While the Earth takes 365 days to complete its orbit round the Sun, the star which orbits the new found pulsar ZTF J1406+1222 does it in 62 minutes, which makes it a neutron star in a binary system termed a “black widow”, with the shortest period measured until now. These data were obtained using the ultra-high speed camera HiPERCAM on the Gran Telescopio Canarias (GTC). The specifics of this new object, in whose discovery the Instituto de Astrofísica de Canarias and the University of La Laguna participated, are reported toeday (May 5th) in the journal Nature.

This type of binary systems has been termed “black widows”. The reason is that during the motions of the pulsar and its companion star about their common centre of mass, the intense wind of particles emitted by the pulsar causes the steady evaporation of the other star, hence the metaphor of the female spider who eats the male after pairing.

A couple of dozen of these systems are known in the Galaxy, but the paricularity of the recently discovered J1406, which is at some 3000 light years from the Earth, is that, as well as having the shortest orbital period measured until now for a black widow system, it is accompanied by a tird star. This star is in orbita round the binary with a period of around 10,000 years, according to data obtained by the Gaia satellite and the Sloan Digital Sky Survey

This triple black widow has stimulated scientific discussion about the origin of a system of this type. The analysis of he observations obtained using the telescopes GTC (Garafía La Palma) and Keck (Mana Kea, Hawaii), among others, has given rise to a plausible origin: just like the majority of these systems J1406 would have been formed in a globular cluster which could have moved close to the centre of the Milky Way, where the gravitational field of the central supermassive black hole may have dismantled it, leaving the triple system intact.

“ It is undoubtedly a complex origin” says Kevin Burdge, a postdoctoral researcher in the Physics Department of the Massachussetts Institute of Technology (MIT), the first author of the article. “This system” adds  Burge, “ was floating round the Galaxy long before the formation of the Sun”

Pablo Rodríguez Gil, a researcher at the IAC and in the Department of Astrophysics of the ULL, a co-author of the article explains,” Even though the majority of these black widows have been detected by their emission in the X-ray and gamma-ray spectral ranges, in this case we decided to have a try in the visible. There should be a big contrast in brightness in these binaries,  between the day side which always faces teh pulsar, and the night side, of the companion star”

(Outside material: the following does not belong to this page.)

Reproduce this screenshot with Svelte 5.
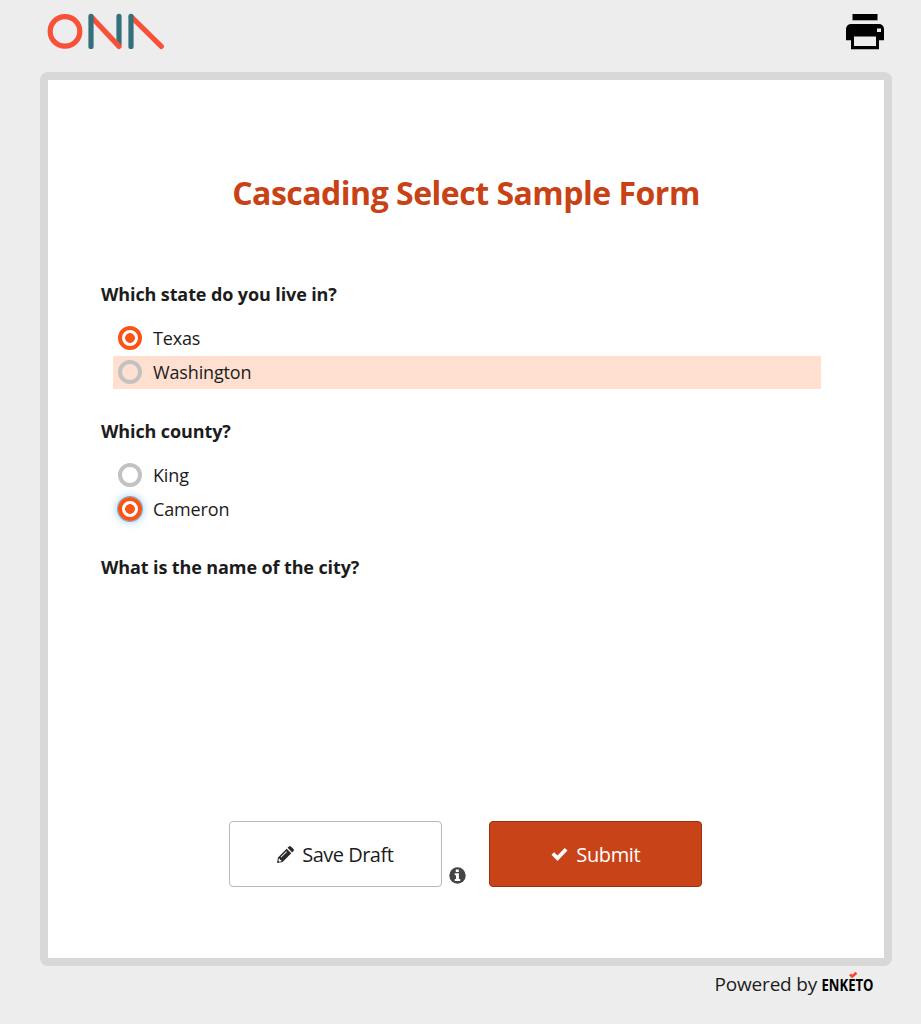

One of the key characteristics of this research is the specific nature of the finding, because it is based on photometric observations in the visible range, which can show whether there is a pulsar by looking for variations of brightness by a factor 10 or more within an interval of one hour or less. “For this the HiPERCAM camera on the GTC was crucial” explains Rodríguez Gil.

“Curiously” continues Birdge “ we have still not detected X-ray or gamma-ray photons from J1406, so that we must still treat it as a candidate system for a black widow, but we are pretty sure that future observations in those spectral ranges will confirm this. It is, however  confirmed that we are observing a companion star with its day side much brighter than its night side in a 62minute orbit”
Finally he adds “Everything points to its being a black widow but it might just be a new type of object”

This research was led by the Massachussetts Institute of Technology (MIT) with the participation of the Instituto de Astrofísica de Canarias (IAC) and the University of La Laguna (ULL). It has been partly funded by the National Science Foundation of the United States.

Contact: Pablo Rodríguez Gil (prguez [at] (prguez[at]iac[dot]es))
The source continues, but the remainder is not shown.